Well, I am glad that at least some one got it exactly as I meant it.
To tell the truth, for over fifty years, my mathematician wife has
been telling me that I should refrain from making jokes as they
usually turn out to be either very bad or, occasionally, lethal. But
what would be life if one couldn’t take a chance once in a while?
By the way, let me specify, as solemnly as I possibly can, that my
reaction was not to the “swirling dynamic mass” but due to the
aversion to art forms appearing one frequenty acquires after one has
passed one’s prime.
And, in a later post, when I wrote that I could never use it, it was
simply because it would conflict with the map that was imprinted in
my brain over sixty years ago.
Speaking of putting copyright notices on pictures one shows on the
web I decided a long time ago not to bother. Some people have used
them on their own websites. Since they were fans and linked back I
was flattered and it’s good for rankings. I’ve even had people rip
them off me to use in advertising their own figure drawing schools
and on top of it hotlinked to the pictures, i.e. stole my bandwidth
as well! Again however because these sites had a good google
ranking it increased my ranking as well so I thought not to make a
fuss . However, I know that the worldwidepanorama people
The World Wide Panorama
had a problem with a german museum which ripped off their images
wholesale for use in one of their exhibitions without so much as a
by your leave or attribution or anything. This caused the
photographers a lot of unnecessary effort and cash in defending
themselves. Thus I can well understand why one might wish to
plaster copyright notices all over one’s work so as to deter people
from stealing it in the first place. Problem of course is that the
image never looks as good with it as without it.
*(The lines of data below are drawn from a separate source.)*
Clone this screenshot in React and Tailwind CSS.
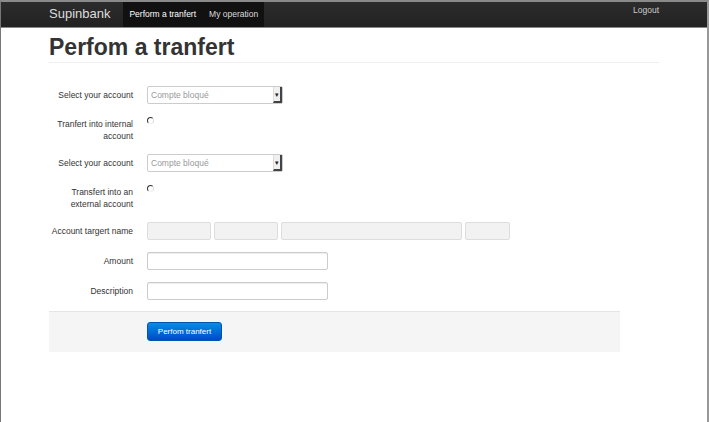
import React from "react";

const Select = () => (
  <div className="flex h-[18px] w-[136px] items-stretch rounded-[2px] border border-[#ccc] bg-white">
    <span className="flex flex-1 items-center pl-[3px] text-[8.5px] text-[#999]">Compte bloqué</span>
    <span className="flex w-[9px] items-center justify-center border-b-2 border-r-2 border-l border-l-[#ddd] border-b-[#444] border-r-[#444] bg-[#f0f0f0] text-[7px] leading-none text-[#222]">
      ▾
    </span>
  </div>
);

const Radio = () => (
  <span className="mt-[1px] block h-[7px] w-[7px] rounded-full border-[1.5px] border-t-[#333] border-l-[#333] border-r-[#ddd] border-b-[#eee] bg-white" />
);

const Row = ({ label, children, two }) => (
  <div className="mb-3 flex">
    <label className={"w-[84px] shrink-0 text-right text-[8.5px] text-[#333] " + (two ? "pt-[2px] leading-[12px]" : "pt-[4px] leading-[11px]")}>
      {label}
    </label>
    <div className="ml-[14px] flex gap-[3px]">{children}</div>
  </div>
);

const Input = ({ w }) => (
  <div
    className="h-[18px] rounded-[2px] border border-[#ccc] bg-white shadow-[inset_0_1px_1px_rgba(0,0,0,0.075)]"
    style={{ width: w }}
  />
);

const Disabled = ({ w }) => (
  <div className="h-[18px] rounded-[2px] border border-[#ddd] bg-[#f2f2f2]" style={{ width: w }} />
);

export default function App() {
  return (
    <div className="h-[422px] overflow-hidden border-t-2 border-l border-r-2 border-t-[#8a8a8a] border-l-[#777] border-r-[#999] bg-white font-['Liberation_Sans',Arial,sans-serif]">
      {/* navbar */}
      <div className="h-[26px] border-b border-[#888] bg-gradient-to-b from-[#2c2c2c] to-[#222]">
        <div className="mx-auto flex h-full w-[610px]">
          <span className="mt-[4px] text-[13px] leading-[16px] text-[#ddd]">Supinbank</span>
          <nav className="ml-[13px] flex h-full bg-[#111]">
            <span className="flex items-center px-[6px] text-[8.5px] text-white">Perform a tranfert</span>
            <span className="flex items-center pl-[7px] pr-[6px] text-[8.5px] text-[#ddd]">My operation</span>
          </nav>
          <span className="ml-auto mt-[3px] text-[8.5px] leading-[11px] text-[#ccc]">Logout</span>
        </div>
      </div>

      <div className="mx-auto w-[610px]">
        <h1 className="mt-[8px] border-b border-[#eee] pb-[4px] text-[23px] font-bold leading-[22px] text-[#333]">
          Perfom a tranfert
        </h1>

        <form className="mt-[23px]">
          <Row label="Select your account">
            <Select />
          </Row>
          <Row label={<>Tranfert into internal<br />account</>} two>
            <Radio />
          </Row>
          <Row label="Select your account">
            <Select />
          </Row>
          <Row label={<>Transfert into an<br />external account</>} two>
            <Radio />
          </Row>
          <Row label="Account targert name">
            <Disabled w={64} />
            <Disabled w={64} />
            <Disabled w={181} />
            <Disabled w={45} />
          </Row>
          <Row label="Amount">
            <Input w={181} />
          </Row>
          <Row label="Description">
            <Input w={181} />
          </Row>

          <div className="-mt-px w-[571px] border-t border-[#e5e5e5] bg-[#f5f5f5] pb-[11px] pl-[98px] pt-[10px]">
            <button
              type="button"
              className="block h-[19px] w-[75px] rounded-[3px] border border-[#0055aa] bg-gradient-to-b from-[#0a8ee0] to-[#0048cc] text-[8px] text-white"
            >
              Perfom tranfert
            </button>
          </div>
        </form>
      </div>
    </div>
  );
}
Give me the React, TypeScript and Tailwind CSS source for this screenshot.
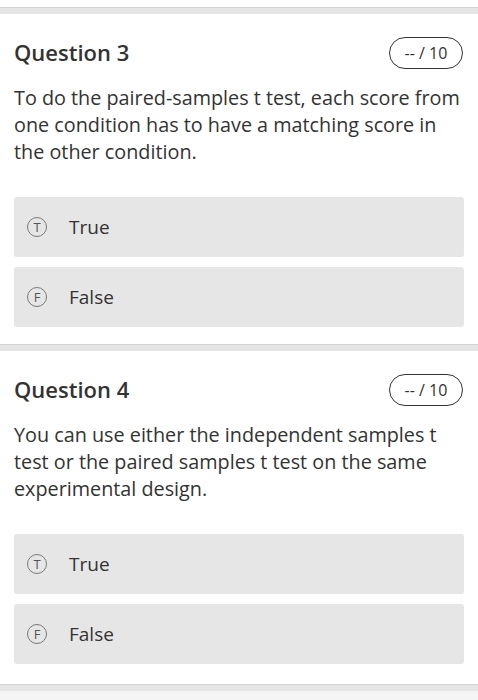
import React from 'react';

type Q = { n: number; text: string };

const questions: Q[] = [
  { n: 3, text: 'To do the paired-samples t test, each score from one condition has to have a matching score in the other condition.' },
  { n: 4, text: 'You can use either the independent samples t test or the paired samples t test on the same experimental design.' },
];

const Separator = () => (
  <div>
    <div className="h-px bg-[#d3d3d3]" />
    <div className="h-[6px] bg-[#e5e5e5]" />
  </div>
);

const Option = ({ letter, label }: { letter: string; label: string }) => (
  <div className="flex h-[60px] items-center rounded-[3px] bg-[#e6e6e6] pl-[13px]">
    <span className="flex h-[20px] w-[20px] items-center justify-center rounded-full border border-[#7a7a7a] text-[13px] leading-none text-[#555]">
      {letter}
    </span>
    <span className="ml-[22px] text-[19px] text-[#333]">{label}</span>
  </div>
);

const Question = ({ q, last }: { q: Q; last: boolean }) => (
  <div className={`px-[14px] pt-[22px] ${last ? 'pb-[20px]' : 'pb-[17px]'}`}>
    <div className="flex items-center justify-between pr-px">
      <h2 className="text-[22px] font-semibold text-[#333]">Question {q.n}</h2>
      <span className="flex h-[32px] w-[74px] items-center justify-center rounded-full border border-[#333] text-[16px] text-[#333]">
        -- / 10
      </span>
    </div>
    <p className="mt-[15px] text-[19.8px] leading-[27px] text-[#333]">{q.text}</p>
    <div className="mt-[32px] flex flex-col gap-[10px]">
      <Option letter="T" label="True" />
      <Option letter="F" label="False" />
    </div>
  </div>
);

export default function App() {
  return (
    <div className="min-h-[700px] bg-white" style={{ fontFamily: '"Open Sans", "Noto Sans", sans-serif' }}>
      <div className="h-[7px]" />
      {questions.map((q, i) => (
        <div key={q.n}>
          <Separator />
          <Question q={q} last={i === questions.length - 1} />
        </div>
      ))}
      <Separator />
      <div className="h-[20px] bg-[#f5f5f5]" />
    </div>
  );
}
But there have to be intermediate ways.
Possibly, as with trial software, the image could include a watermark
that appears only after a set time. Or, perhaps, the appearance of
the watermark could be made to be remote-controllable. I also seem to
remember having occasionally encountered images that I was not able
to download, Or, there might be a way to let people use them on their
own website but not print on paper.
More simply, rather than a watermark, why not incorporate in the
image, in the margin or, say, in a corner, a few words to identify
the image or even a url? Moreover, it could probably be coded in such
a way as to require some work to remove—as opposed to just cropped
away, which would then prove intent were it indeed removed.